O declínio do Benfica
Esta notícia, ainda mais do que os tristes resultados do futebol, mostra a profundidade do declínio do meu velho clube. Durante muito tempo, mesmo com resultados maus, o Benfica liderava no campo das assistências aos jogos. Mesmo que perdesse, era o clube com maior audiência, digamos assim. Num mundo marcado pela importância do mercado, a quebra nesta área mostra que a presença do clube no mercado dos afectos começa a decair. O que num clube de raiz popular pode vir a ser mortal. O Benfica não tem a sua raiz numa região, como o FC do Porto, nem numa suposta elite burguesa, como se Portugal tivesse uma elite burguesa, como o Sporting. A raiz do Benfica é eminentemente popular e é no coração do povo que o clube encontrou, ao longo da sua história, a razão de ser e a força anímica que o conduziu.
Mas o declínio do Benfica, começado há longos anos, nasce de um conjunto de equívocos que se têm vindo a acentuar. Em primeiro lugar, o clube mostrou-se incapaz de se adaptar ao novo mundo que o 25 de Abril trouxe consigo. O fim do campo de recrutamento de jogadores nas antigas colónias causou um enorme embaraço. Embaraço esse que ainda hoje não está resolvido. O Porto e o Sporting há muito que recrutavam os seus melhores jogadores no estrangeiro. Mas o problema fundamental reside no tipo de liderança que o clube tem escolhido. Muitas vezes é confrontado com a escolha entre um chefe carismático (veja-se o actual presidente ou Vale e Azevedo) ou um burocrata organizador e planeador (veja-se Luís Tadeu, um candidato que nunca ganhou). Mas nunca encontrou um líder a altura das circunstâncias em que o clube tem de actuar. As diferentes lideranças tiveram sempre uma dificuldade extrema em lidar com a realidade do panorama futebolístico nacional emergente nos anos 80.

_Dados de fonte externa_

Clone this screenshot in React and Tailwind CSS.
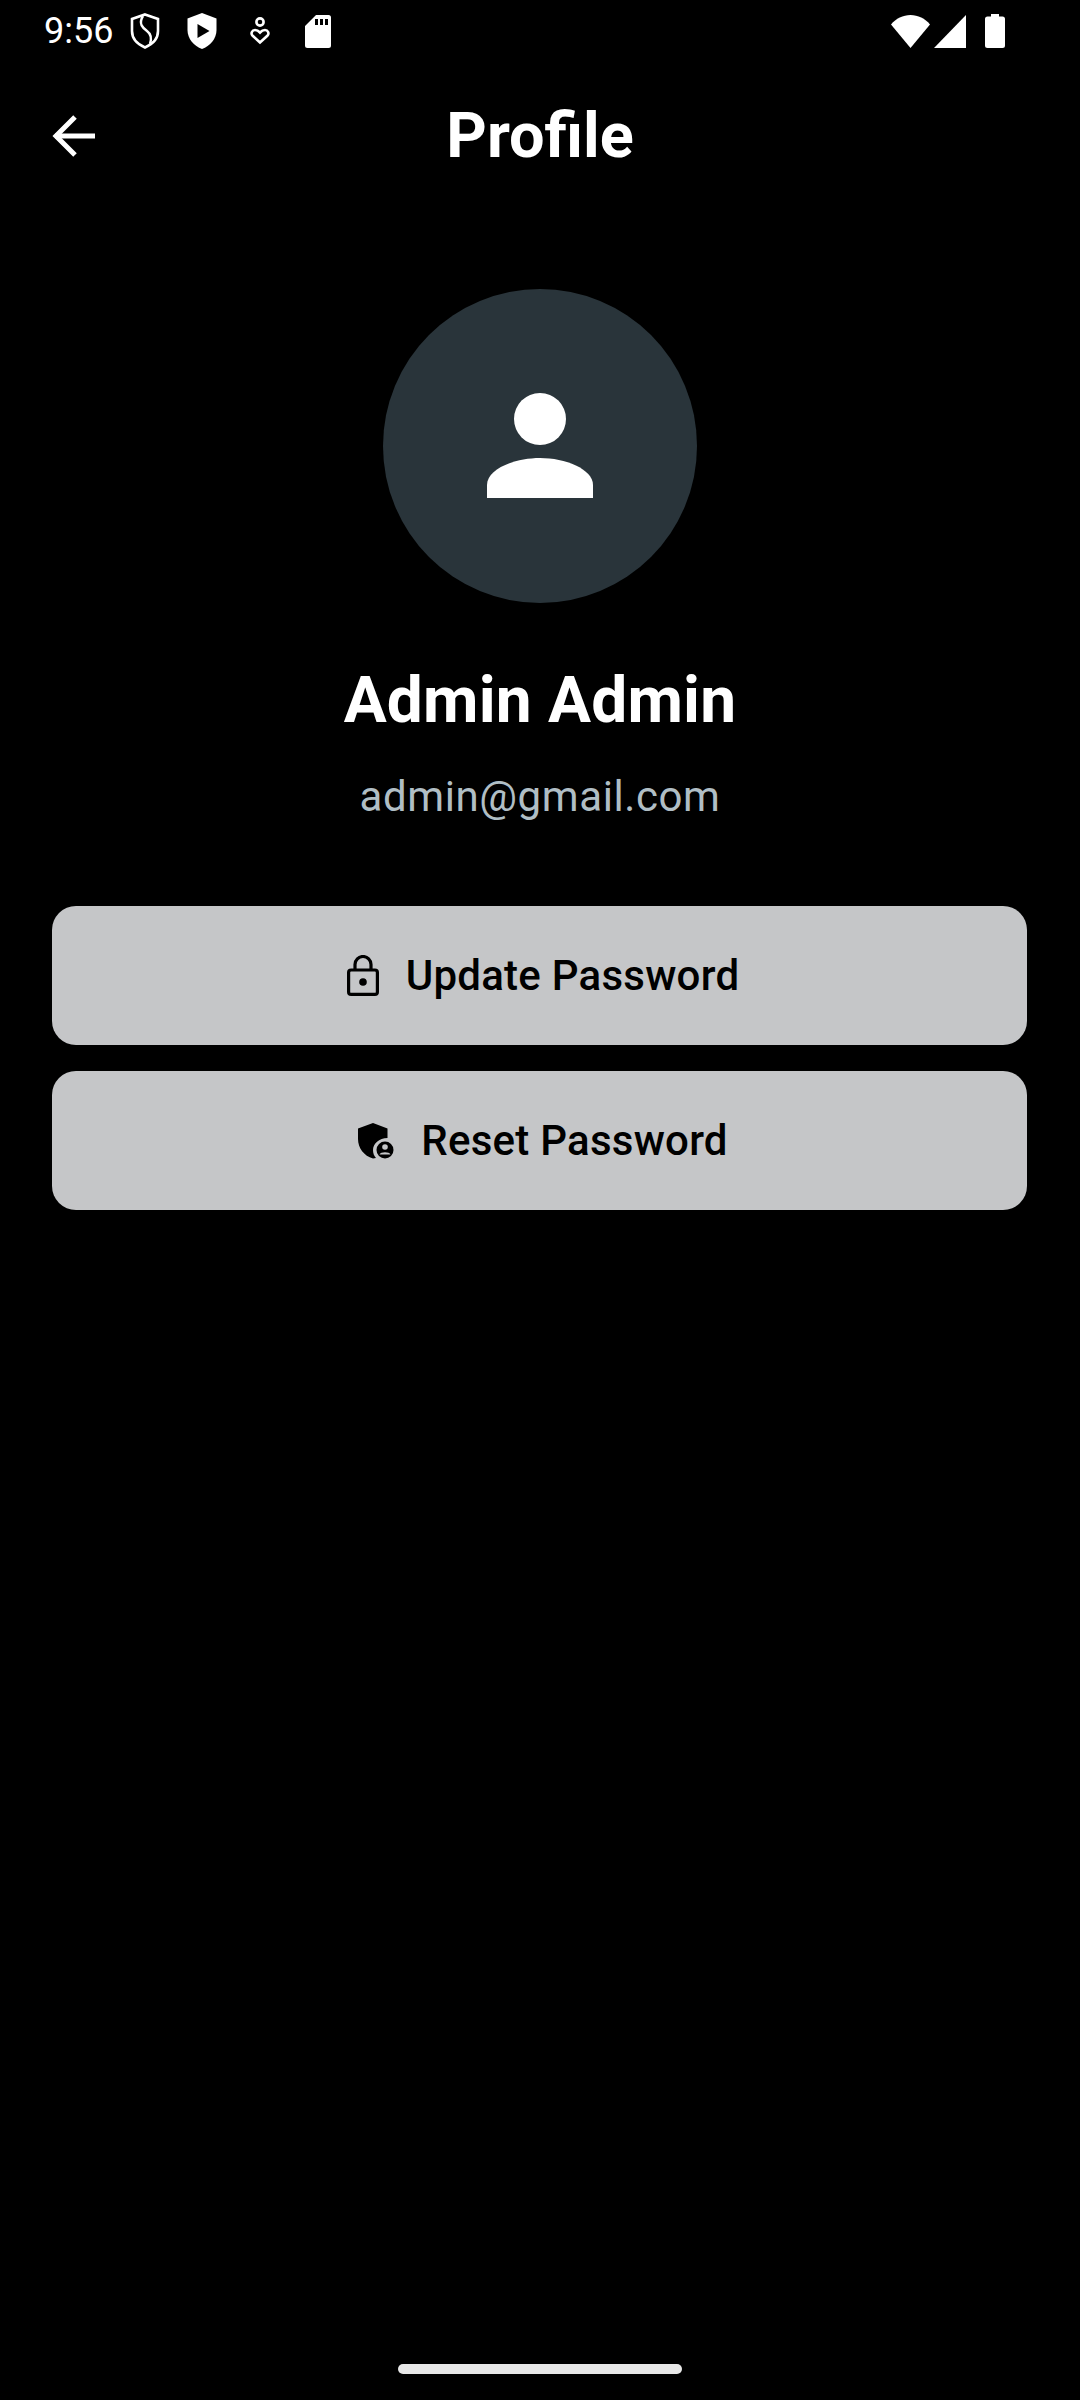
import React from 'react';

const ShieldOutline = () => (
    <svg width="30" height="36" viewBox="0 0 30 36" fill="none" stroke="white">
        <path d="M15 1.5 L28 6 V18 C28 26 22 31.5 15 34.5 C8 31.5 2 26 2 18 V6 Z" strokeWidth="2.6" />
        <path d="M13 3 C8 11 13 15 17 18 C21 21 22 25 20 31" strokeWidth="2.4" />
    </svg>
);

const ShieldPlay = () => (
    <svg width="30" height="36" viewBox="0 0 30 36">
        <path d="M15 0 L29.5 5.5 V17 C29.5 26 23 33 15 36 C7 33 .5 26 .5 17 V5.5 Z" fill="white" />
        <path d="M10.5 11 L22.5 18 L10.5 25 Z" fill="black" strokeLinejoin="round" />
    </svg>
);

const HeartPerson = () => (
    <svg width="20" height="28" viewBox="0 0 20 28" fill="none" stroke="white" strokeWidth="2.6">
        <circle cx="10" cy="5" r="3.6" />
        <path d="M10 25.5 L2.4 18.5 C0.6 16.5 2 13 5 13 C7.2 13 8.6 14 10 15.5 C11.4 14 12.8 13 15 13 C18 13 19.4 16.5 17.6 18.5 Z" />
    </svg>
);

const SdCard = () => (
    <svg width="26" height="33" viewBox="0 0 26 33">
        <path d="M11 0 H23.5 A2.5 2.5 0 0 1 26 2.5 V30.5 A2.5 2.5 0 0 1 23.5 33 H2.5 A2.5 2.5 0 0 1 0 30.5 V11 Z" fill="white" />
        <path d="M10 4 H13 V10 H10 Z M15 4 H18 V10 H15 Z M20 4 H23 V10 H20 Z" fill="black" />
    </svg>
);

const Wifi = () => (
    <svg width="39" height="33" viewBox="0 0 39 33">
        <path d="M19.5 33 L0 9.500 C5 3.500 12 0 19.5 0 C27 0 34 3.500 39 9.500 Z" fill="white" />
    </svg>
);

const Signal = () => (
    <svg width="32" height="33" viewBox="0 0 32 33">
        <path d="M32 0 V33 H0 Z" fill="white" />
    </svg>
);

const Battery = () => (
    <svg width="20" height="34" viewBox="0 0 20 34">
        <path d="M6 0 H14 V2.500 H17.500 A2.500 2.500 0 0 1 20 5 V31.500 A2.500 2.500 0 0 1 17.500 34 H2.500 A2.500 2.500 0 0 1 0 31.500 V5 A2.500 2.500 0 0 1 2.500 2.500 H6 Z" fill="white" />
    </svg>
);

const BackArrow = () => (
    <svg width="44" height="42" viewBox="0 0 44 42" fill="none" stroke="white" strokeWidth="5">
        <path d="M43 21 H3" />
        <path d="M23 2 L4 21 L23 40" />
    </svg>
);

const PersonIcon = () => (
    <svg width="106" height="106" viewBox="0 0 106 106" fill="white">
        <circle cx="53" cy="26" r="26" />
        <path d="M0 105 V92 C0 76 28 65 53 65 C78 65 106 76 106 92 V105 Z" />
    </svg>
);

const LockIcon = () => (
    <svg width="32" height="41" viewBox="0 0 32 41" fill="none" stroke="black" strokeWidth="3.2">
        <rect x="1.600" y="15" width="28.800" height="24.400" rx="2.500" />
        <path d="M8 15 V9.500 A8 8 0 0 1 24 9.500 V15" />
        <circle cx="16" cy="27" r="3.800" fill="black" stroke="none" />
    </svg>
);

const ShieldPersonIcon = () => (
    <svg width="36" height="36" viewBox="0 0 36 36">
        <path d="M15 0 L29.500 5.500 V15 C21 15 15 21 15 27 C15 30 16 33 18 35 L15 35.500 C6 33 0 25 0 16 V5.500 Z" fill="black" />
        <circle cx="27" cy="27" r="8.500" fill="black" />
        <circle cx="27" cy="24" r="2.800" fill="#c5c6c8" />
        <path d="M21.500 31.500 C22.500 28.500 31.500 28.500 32.500 31.500 Z" fill="#c5c6c8" />
    </svg>
);

const ActionButton = ({ icon, label }) => (
    <button className="flex h-[139px] w-full items-center justify-center gap-[27px] rounded-[24px] bg-[#c5c6c8] pl-[7px] text-[42px] font-medium tracking-[0.25px] text-black">
        {icon}
        <span>{label}</span>
    </button>
);

export default function App() {
    return (
        <div className="flex h-[2400px] w-[1080px] flex-col items-center overflow-hidden bg-black font-['Roboto',sans-serif] text-white">
            {/* Status bar */}
            <div className="flex h-[62px] w-full shrink-0 items-center justify-between pl-[44px] pr-[75px]">
                <div className="flex items-center">
                    <span className="w-[70px] text-[36px] leading-none font-normal">9:56</span>
                    <div className="ml-[16px] flex items-center gap-[27px]">
                        <ShieldOutline />
                        <ShieldPlay />
                        <div className="mr-[8px] ml-[6px]"><HeartPerson /></div>
                        <SdCard />
                    </div>
                </div>
                <div className="flex items-center gap-[4px]">
                    <Wifi />
                    <Signal />
                    <div className="ml-[15px]"><Battery /></div>
                </div>
            </div>

            {/* App bar */}
            <div className="relative flex h-[146px] w-full shrink-0 items-center justify-center">
                <button className="absolute top-[53px] left-[52px]">
                    <BackArrow />
                </button>
                <h1 className="text-[63px] leading-none font-bold">Profile</h1>
            </div>

            {/* Avatar */}
            <div className="mt-[81px] flex h-[314px] w-[314px] shrink-0 items-center justify-center rounded-full bg-[#29343a]">
                <PersonIcon />
            </div>

            <h2 className="mt-[60px] text-[64px] leading-[76px] font-bold tracking-[0.2px]">Admin Admin</h2>
            <p className="mt-[33px] text-[42px] leading-[50px] tracking-[0.6px] text-[#b0bec5]">admin@gmail.com</p>

            {/* Actions */}
            <div className="mt-[84px] flex w-full flex-col gap-[26px] pr-[53px] pl-[52px]">
                <ActionButton icon={<LockIcon />} label="Update Password" />
                <ActionButton icon={<ShieldPersonIcon />} label="Reset Password" />
            </div>

            {/* Home indicator */}
            <div className="mt-auto mb-[26px] h-[10px] w-[284px] rounded-full bg-[#e8e8e8]" />
        </div>
    );
}
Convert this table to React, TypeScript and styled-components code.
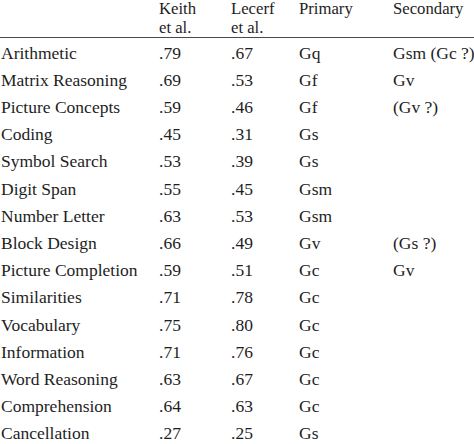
import styled, { createGlobalStyle } from "styled-components"

// Data
interface Row {
  test: string
  keith: string
  lecerf: string
  primary: string
  secondary?: string
}

const rows: Row[] = [
  { test: "Arithmetic", keith: ".79", lecerf: ".67", primary: "Gq", secondary: "Gsm (Gc ?)" },
  { test: "Matrix Reasoning", keith: ".69", lecerf: ".53", primary: "Gf", secondary: "Gv" },
  { test: "Picture Concepts", keith: ".59", lecerf: ".46", primary: "Gf", secondary: "(Gv ?)" },
  { test: "Coding", keith: ".45", lecerf: ".31", primary: "Gs" },
  { test: "Symbol Search", keith: ".53", lecerf: ".39", primary: "Gs" },
  { test: "Digit Span", keith: ".55", lecerf: ".45", primary: "Gsm" },
  { test: "Number Letter", keith: ".63", lecerf: ".53", primary: "Gsm" },
  { test: "Block Design", keith: ".66", lecerf: ".49", primary: "Gv", secondary: "(Gs ?)" },
  { test: "Picture Completion", keith: ".59", lecerf: ".51", primary: "Gc", secondary: "Gv" },
  { test: "Similarities", keith: ".71", lecerf: ".78", primary: "Gc" },
  { test: "Vocabulary", keith: ".75", lecerf: ".80", primary: "Gc" },
  { test: "Information", keith: ".71", lecerf: ".76", primary: "Gc" },
  { test: "Word Reasoning", keith: ".63", lecerf: ".67", primary: "Gc" },
  { test: "Comprehension", keith: ".64", lecerf: ".63", primary: "Gc" },
  { test: "Cancellation", keith: ".27", lecerf: ".25", primary: "Gs" },
]

// Style components
const GlobalStyle = createGlobalStyle`
  body {
    margin: 0;
    background: #ffffff;
  }
`

const Table = styled.div`
  width: 474px;
  height: 444px;
  overflow: hidden;
  font-family: "Liberation Serif", "Times New Roman", serif;
  font-size: 17.5px;
  color: #1e1e1e;
  box-sizing: border-box;
`

const Grid = styled.div`
  display: grid;
  grid-template-columns: 158px 72px 68px 94px 1fr;
  padding-left: 1px;
`

const HeaderRow = styled(Grid)`
  height: 37px;
  font-size: 16.7px;
  line-height: 18.5px;
  border-bottom: 1.3px solid #4a4a4a;
  margin-bottom: 1.7px;
`

const BodyRow = styled(Grid)`
  height: 27.2px;
  line-height: 27.2px;
  white-space: nowrap;
`

const Cell = styled.div``

const App = () => {
  return (
    <>
      <GlobalStyle />
      <Table>
        <HeaderRow>
          <Cell />
          <Cell>
            Keith
            <br />
            et al.
          </Cell>
          <Cell>
            Lecerf
            <br />
            et al.
          </Cell>
          <Cell>Primary</Cell>
          <Cell>Secondary</Cell>
        </HeaderRow>
        {rows.map((row) => (
          <BodyRow key={row.test}>
            <Cell>{row.test}</Cell>
            <Cell>{row.keith}</Cell>
            <Cell>{row.lecerf}</Cell>
            <Cell>{row.primary}</Cell>
            <Cell>{row.secondary}</Cell>
          </BodyRow>
        ))}
      </Table>
    </>
  )
}

export default App
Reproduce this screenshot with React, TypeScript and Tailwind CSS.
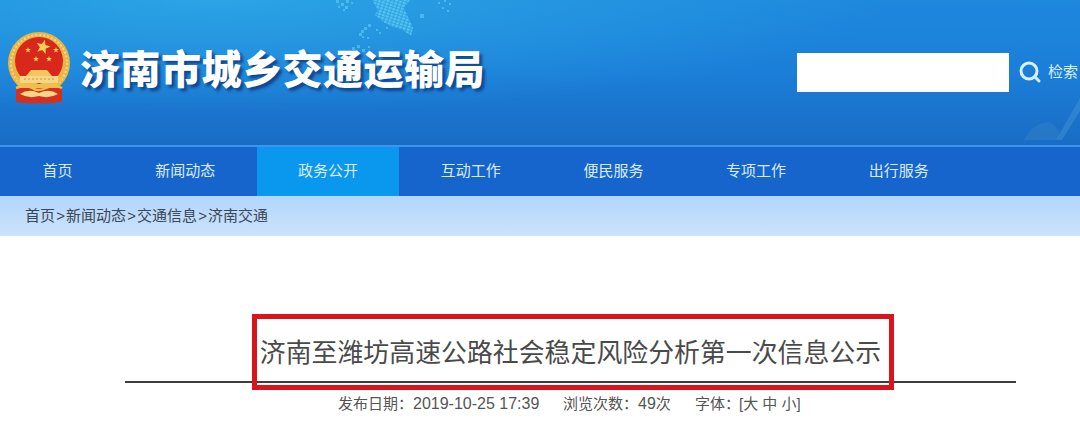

O Benfica estava condicionado a ter de ganhar ao Sporting, mas quando a alternativa passou a ser o FC do Porto, o clube não teve massa crítica suficiente para avaliar o fenómeno que representa, ainda hoje, Pinto da Costa e a forma como ele adequou o seu clube à nova realidade política e ao mundo novo do futebol internacional. Daí a perplexidade, depois a desorientação e, por fim, os equívocos relacionados com a denúncia do sistema. Exista ou não um sistema condicionador dos resultados em campo (e os tribunais até hoje não provaram a sua existência), um clube não pode viver dessa denúncia. Um clube precisa de pensar como se há-de tornar mais forte, como explorar os pontos fracos dos seus adversários, um clube precisa de se afirmar por si mesmo e não através da denúncia negativa dos competidores. Fundamentalmente, um clube precisa de uma linha de continuidade alicerçada na cultura de base que lhe deu origem. A continuidade e a fidelidade à matriz originária são elementos fundamentais para o êxito. Sem eles tudo se torna mais difícil.
O Benfica tornou-se, desde os anos 80, um barco à deriva, numa espécie de laboratório onde pequenas e grandes vaidades ensaiam as virtudes dos seus egos. Fundamentalmente, o Benfica tornou-se um clube ressentido e de pessoas ressentidas. Se o meu velho clube não olhar com verdade para si e para a sua história, incluindo a dos desastres das últimas décadas, o futuro será cada vez mais sombrio e o ressentimento será cada vez maior. Talvez fosse boa ideia começar a olhar para os erros que têm vindo a ser feitos e deixar de falar em sistema e outras trivialidades. Se existir um tal sistema, fala-se dele quando houver certezas e sem deixar o clube resvalar para o ridículo. Mas fundamentalmente, perceba-se a cultura original do clube e a forma como ela se terá de adaptar aos novos tempos em que não há colónias, nem Eusébios, nem fronteiras, mas em que não deixámos de ser portugueses e em que o Benfica não deixou de ser um clube popular. O Benfica precisa de muito trabalho de casa e menos espectáculo exterior. Precisa de alterar profundamente a sua actual cultura organizacional. Caso contrário, tornar-se-á um Belenenses vestido de vermelho. Se o meu velho Benfica for expulso, por descuido e culpa própria, do coração do povo, então estará morto. E a morte é coisa que não tem remédio.